#### [DIRECTIVE]
Extract every line that contains the word "this".

#### [EXTRACTED RECORDS]
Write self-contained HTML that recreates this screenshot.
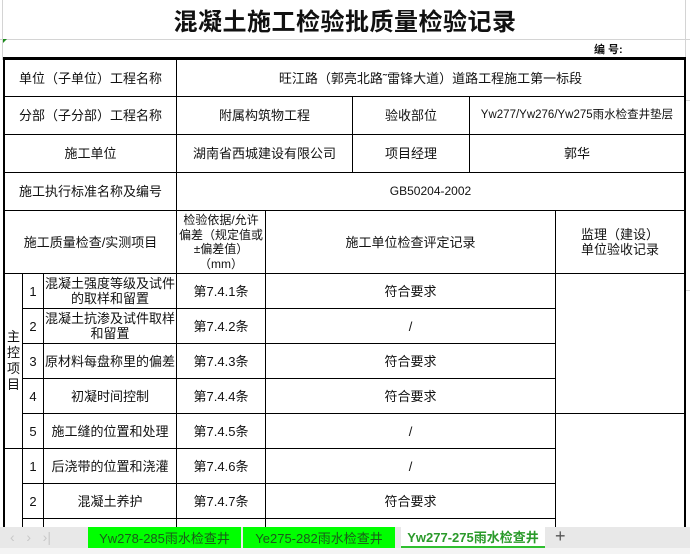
<!DOCTYPE html>
<html><head><meta charset="utf-8"><style>
*{margin:0;padding:0;box-sizing:border-box}
body{width:690px;height:554px;overflow:hidden;background:#fff;position:relative;font-family:"Liberation Sans","Noto Sans CJK SC",sans-serif;color:#111}
.c{position:absolute;display:flex;align-items:center;justify-content:center;text-align:center;font-size:13px;line-height:15px}
.h{position:absolute;background:#000}
.g{position:absolute;background:#d4d4d4}
.tab{position:absolute;top:527px;height:21px;display:flex;align-items:center;justify-content:center;font-size:13px;color:#1a5a1a}
</style></head><body>
<div class="g" style="left:0;top:39px;width:690px;height:1px"></div>
<div class="g" style="left:685px;top:0;width:1px;height:527px"></div>
<div class="g" style="left:2px;top:0;width:1px;height:60px"></div>
<div class="g" style="left:686px;top:100px;width:4px;height:1px"></div>
<div class="g" style="left:686px;top:290px;width:4px;height:1px"></div>
<div style="position:absolute;left:0;top:0;width:690px;height:39px;display:flex;align-items:center;justify-content:center;font-size:24px;font-weight:bold;letter-spacing:0.5px">混凝土施工检验批质量检验记录</div>
<div style="position:absolute;left:3px;top:39px;width:0;height:0;border-top:4px solid #1a8a1a;border-right:4px solid transparent"></div>
<div style="position:absolute;left:594px;top:41px;font-size:11px;font-weight:bold">编 号:</div>

<!-- borders -->
<div class="h" style="left:3px;top:57px;width:683px;height:3px"></div>
<div class="h" style="left:3px;top:57px;width:2px;height:470px"></div>
<div class="h" style="left:684px;top:57px;width:2px;height:470px"></div>
<div class="h" style="left:3px;top:96px;width:683px;height:1px"></div>
<div class="h" style="left:3px;top:134px;width:683px;height:1px"></div>
<div class="h" style="left:3px;top:172px;width:683px;height:1px"></div>
<div class="h" style="left:3px;top:210px;width:683px;height:1px"></div>
<div class="h" style="left:3px;top:273px;width:683px;height:1px"></div>
<div class="h" style="left:176px;top:57px;width:1px;height:470px"></div>
<div class="h" style="left:352px;top:96px;width:1px;height:77px"></div>
<div class="h" style="left:469px;top:96px;width:1px;height:77px"></div>
<div class="h" style="left:265px;top:210px;width:1px;height:317px"></div>
<div class="h" style="left:555px;top:210px;width:1px;height:317px"></div>
<div class="h" style="left:22px;top:273px;width:1px;height:254px"></div>
<div class="h" style="left:43px;top:273px;width:1px;height:254px"></div>
<div class="h" style="left:22px;top:308px;width:534px;height:1px"></div>
<div class="h" style="left:22px;top:343px;width:534px;height:1px"></div>
<div class="h" style="left:22px;top:378px;width:534px;height:1px"></div>
<div class="h" style="left:22px;top:413px;width:664px;height:1px"></div>
<div class="h" style="left:3px;top:448px;width:553px;height:1px"></div>
<div class="h" style="left:22px;top:483px;width:534px;height:1px"></div>
<div class="h" style="left:22px;top:518px;width:534px;height:1px"></div>

<!-- top rows -->
<div class="c" style="left:5px;top:60px;width:171px;height:36px">单位（子单位）工程名称</div>
<div class="c" style="left:177px;top:60px;width:507px;height:36px">旺江路（郭亮北路˜雷锋大道）道路工程施工第一标段</div>
<div class="c" style="left:5px;top:97px;width:171px;height:37px">分部（子分部）工程名称</div>
<div class="c" style="left:177px;top:97px;width:175px;height:37px">附属构筑物工程</div>
<div class="c" style="left:353px;top:97px;width:116px;height:37px">验收部位</div>
<div class="c" style="left:470px;top:97px;width:214px;height:37px;font-size:11.5px;white-space:nowrap">Yw277/Yw276/Yw275雨水检查井垫层</div>
<div class="c" style="left:5px;top:135px;width:171px;height:37px">施工单位</div>
<div class="c" style="left:177px;top:135px;width:175px;height:37px">湖南省西城建设有限公司</div>
<div class="c" style="left:353px;top:135px;width:116px;height:37px">项目经理</div>
<div class="c" style="left:470px;top:135px;width:214px;height:37px">郭华</div>
<div class="c" style="left:5px;top:173px;width:171px;height:37px">施工执行标准名称及编号</div>
<div class="c" style="left:177px;top:173px;width:507px;height:37px;font-size:12px">GB50204-2002</div>
<div class="c" style="left:5px;top:211px;width:171px;height:62px">施工质量检查/实测项目</div>
<div class="c" style="left:177px;top:211px;width:88px;height:62px;font-size:12px;line-height:14.5px">检验依据/允许<br>偏差（规定值或<br>±偏差值）<br>（mm）</div>
<div class="c" style="left:266px;top:211px;width:289px;height:62px">施工单位检查评定记录</div>
<div class="c" style="left:556px;top:211px;width:128px;height:62px">监理（建设）<br>单位验收记录</div>

<!-- body -->
<div class="c" style="left:5px;top:274px;width:17px;height:174px;line-height:16px">主<br>控<br>项<br>目</div>
<div class="c" style="left:23px;top:274px;width:20px;height:34px">1</div>
<div class="c" style="left:44px;top:274px;width:132px;height:34px">混凝土强度等级及试件<br>的取样和留置</div>
<div class="c" style="left:23px;top:309px;width:20px;height:34px">2</div>
<div class="c" style="left:44px;top:309px;width:132px;height:34px">混凝土抗渗及试件取样<br>和留置</div>
<div class="c" style="left:23px;top:344px;width:20px;height:34px">3</div>
<div class="c" style="left:44px;top:344px;width:132px;height:34px">原材料每盘称里的偏差</div>
<div class="c" style="left:23px;top:379px;width:20px;height:34px">4</div>
<div class="c" style="left:44px;top:379px;width:132px;height:34px">初凝时间控制</div>
<div class="c" style="left:23px;top:414px;width:20px;height:34px">5</div>
<div class="c" style="left:44px;top:414px;width:132px;height:34px">施工缝的位置和处理</div>
<div class="c" style="left:23px;top:449px;width:20px;height:34px">1</div>
<div class="c" style="left:44px;top:449px;width:132px;height:34px">后浇带的位置和浇灌</div>
<div class="c" style="left:23px;top:484px;width:20px;height:34px">2</div>
<div class="c" style="left:44px;top:484px;width:132px;height:34px">混凝土养护</div>

<div class="c" style="left:177px;top:274px;width:88px;height:34px">第7.4.1条</div>
<div class="c" style="left:177px;top:309px;width:88px;height:34px">第7.4.2条</div>
<div class="c" style="left:177px;top:344px;width:88px;height:34px">第7.4.3条</div>
<div class="c" style="left:177px;top:379px;width:88px;height:34px">第7.4.4条</div>
<div class="c" style="left:177px;top:414px;width:88px;height:34px">第7.4.5条</div>
<div class="c" style="left:177px;top:449px;width:88px;height:34px">第7.4.6条</div>
<div class="c" style="left:177px;top:484px;width:88px;height:34px">第7.4.7条</div>
<div class="c" style="left:266px;top:274px;width:289px;height:34px">符合要求</div>
<div class="c" style="left:266px;top:309px;width:289px;height:34px">/</div>
<div class="c" style="left:266px;top:344px;width:289px;height:34px">符合要求</div>
<div class="c" style="left:266px;top:379px;width:289px;height:34px">符合要求</div>
<div class="c" style="left:266px;top:414px;width:289px;height:34px">/</div>
<div class="c" style="left:266px;top:449px;width:289px;height:34px">/</div>
<div class="c" style="left:266px;top:484px;width:289px;height:34px">符合要求</div>

<!-- tab bar -->
<div style="position:absolute;left:0;top:527px;width:690px;height:21px;background:#e8e8e8"></div>
<div style="position:absolute;left:0;top:548px;width:690px;height:6px;background:#f4f4f4"></div>
<div style="position:absolute;left:10px;top:529px;font-size:14px;color:#c8c8c8">‹&nbsp;&nbsp;&nbsp;›&nbsp;&nbsp;&nbsp;›|</div>
<div class="tab" style="left:88px;width:153px;background:#00ff00">Yw278-285雨水检查井</div>
<div class="tab" style="left:243px;width:152px;background:#00ff00">Ye275-282雨水检查井</div>
<div class="tab" style="left:401px;width:144px;background:#fff;color:#2a9a2a;font-weight:bold;border-bottom:2px solid #2fbf2f">Yw277-275雨水检查井</div>
<div style="position:absolute;left:555px;top:526px;font-size:18px;color:#555">+</div>
</body></html>
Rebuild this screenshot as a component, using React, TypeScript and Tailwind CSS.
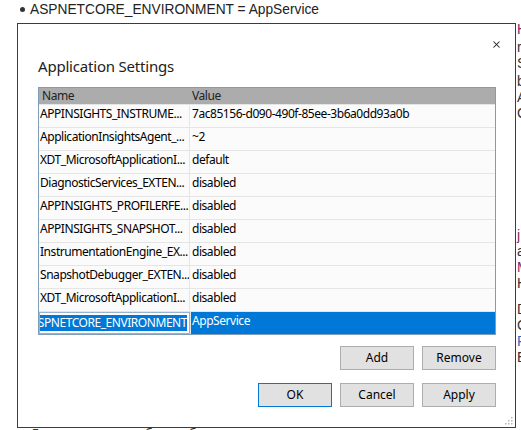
import { X } from "lucide-react";

const rows: [string, string][] = [
  ["APPINSIGHTS_INSTRUME...", "7ac85156-d090-490f-85ee-3b6a0dd93a0b"],
  ["ApplicationInsightsAgent_...", "~2"],
  ["XDT_MicrosoftApplicationI...", "default"],
  ["DiagnosticServices_EXTEN...", "disabled"],
  ["APPINSIGHTS_PROFILERFE...", "disabled"],
  ["APPINSIGHTS_SNAPSHOT...", "disabled"],
  ["InstrumentationEngine_EX...", "disabled"],
  ["SnapshotDebugger_EXTEN...", "disabled"],
  ["XDT_MicrosoftApplicationI...", "disabled"],
];

// letters of the page that peek out to the right of the dialog
const edge: [string, string, number][] = [
  ["H", "text-[#7a2a6b]", 22],
  ["r", "text-[#333]", 40],
  ["S", "text-[#333]", 56],
  ["b", "text-[#333]", 74],
  ["A", "text-[#333]", 90],
  ["C", "text-[#333]", 106],
  ["j", "text-[#7a2a6b]", 228],
  ["a", "text-[#333]", 244],
  ["M", "text-[#7a2a6b]", 260],
  ["H", "text-[#333]", 276],
  ["D", "text-[#333]", 302],
  ["C", "text-[#333]", 318],
  ["P", "text-[#2a64c5]", 334],
  ["E", "text-[#333]", 350],
];

function Btn({ label, primary = false }: { label: string; primary?: boolean }) {
  return (
    <button
      className={`w-[74px] h-[24px] bg-[#e1e1e1] border text-[12px] text-black leading-none ${
        primary ? "border-[#0078d7]" : "border-[#adadad]"
      }`}
    >
      {label}
    </button>
  );
}

export default function App() {
  return (
    <div className="relative w-[521px] h-[430px] overflow-hidden bg-white font-['Liberation_Sans',Arial,sans-serif] text-[#222]">
      <div className="flex items-center gap-[5px] pl-[20px] pt-[1px] text-[13.75px] leading-[17px]">
        <span className="w-[5px] h-[5px] rounded-full bg-[#333]" />
        <span>ASPNETCORE_ENVIRONMENT = AppService</span>
      </div>

      <div className="absolute left-[517px] top-0 w-[12px] text-[14px] leading-[15px]">
        {edge.map(([ch, color, y], i) => (
          <span key={i} className={`absolute left-0 ${color}`} style={{ top: y }}>
            {ch}
          </span>
        ))}
      </div>

      <div className="absolute left-[30px] top-[424px] text-[14px] text-[#333] whitespace-nowrap">
        Для запуска службы требуется перезапуск
      </div>

      {/* dialog */}
      <div className="absolute left-[17px] top-[23px] w-[499px] h-[405px] border border-[#283c70] bg-white font-['Noto_Sans',sans-serif] text-black">
        <div className="flex justify-end pt-[15px] pr-[13px]">
          <X size={11} strokeWidth={2.2} className="text-[#222]" />
        </div>
        <div className="pl-[20px] pr-[19px]">
          <div className="mt-[6px] text-[15px] leading-[20px] text-[#222] tracking-[-0.2px]">Application Settings</div>

          <div className="mt-[11px] border border-[#7f9db9] bg-[#fbfbfb] text-[12px] leading-[16px] tracking-[-0.45px]">
            <div className="flex h-[16px] bg-[#acacac] text-[#222]">
              <div className="w-[151px] pl-[3px]">Name</div>
              <div className="flex-1 pl-[2px]">Value</div>
            </div>
            {rows.map(([name, value], i) => (
              <div key={i} className="flex h-[23px] border-t border-[#e5e5e5] pt-[1px]">
                <div className="w-[151px] pl-[1px] whitespace-nowrap overflow-hidden border-r border-[#e5e5e5] -mt-[1px] pt-[1px]">
                  {name}
                </div>
                <div className="flex-1 pl-[2px] whitespace-nowrap overflow-hidden">{value}</div>
              </div>
            ))}
            <div className="flex h-[23px] border-t border-[#e5e5e5] bg-[#0078d7] text-white">
              <div className="w-[151px] border border-[#9bb3d3] bg-white flex justify-end overflow-hidden pr-[2px]">
                <span className="h-[16px] mt-[2px] bg-[#0078d7] whitespace-nowrap">ASPNETCORE_ENVIRONMENT</span>
              </div>
              <div className="flex-1 pl-[1px] pt-[1px] border-l border-[#e5e5e5]">AppService</div>
            </div>
          </div>

          <div className="mt-[11px] flex justify-end gap-[8px]">
            <Btn label="Add" />
            <Btn label="Remove" />
          </div>
          <div className="mt-[13px] flex justify-end gap-[8px]">
            <Btn label="OK" primary />
            <Btn label="Cancel" />
            <Btn label="Apply" />
          </div>
        </div>

        <svg className="absolute right-[2px] bottom-[2px]" width="10" height="10" viewBox="0 0 10 10">
          {[
            [8, 2],
            [8, 5],
            [5, 5],
            [8, 8],
            [5, 8],
            [2, 8],
          ].map(([x, y], i) => (
            <rect key={i} x={x} y={y} width="1.5" height="1.5" fill="#b8b8b8" />
          ))}
        </svg>
      </div>
    </div>
  );
}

#### [WRITTEN ANSWER]
Write self-contained HTML that recreates this screenshot.
Rebuild this screenshot as a component, using React, TypeScript and Tailwind CSS.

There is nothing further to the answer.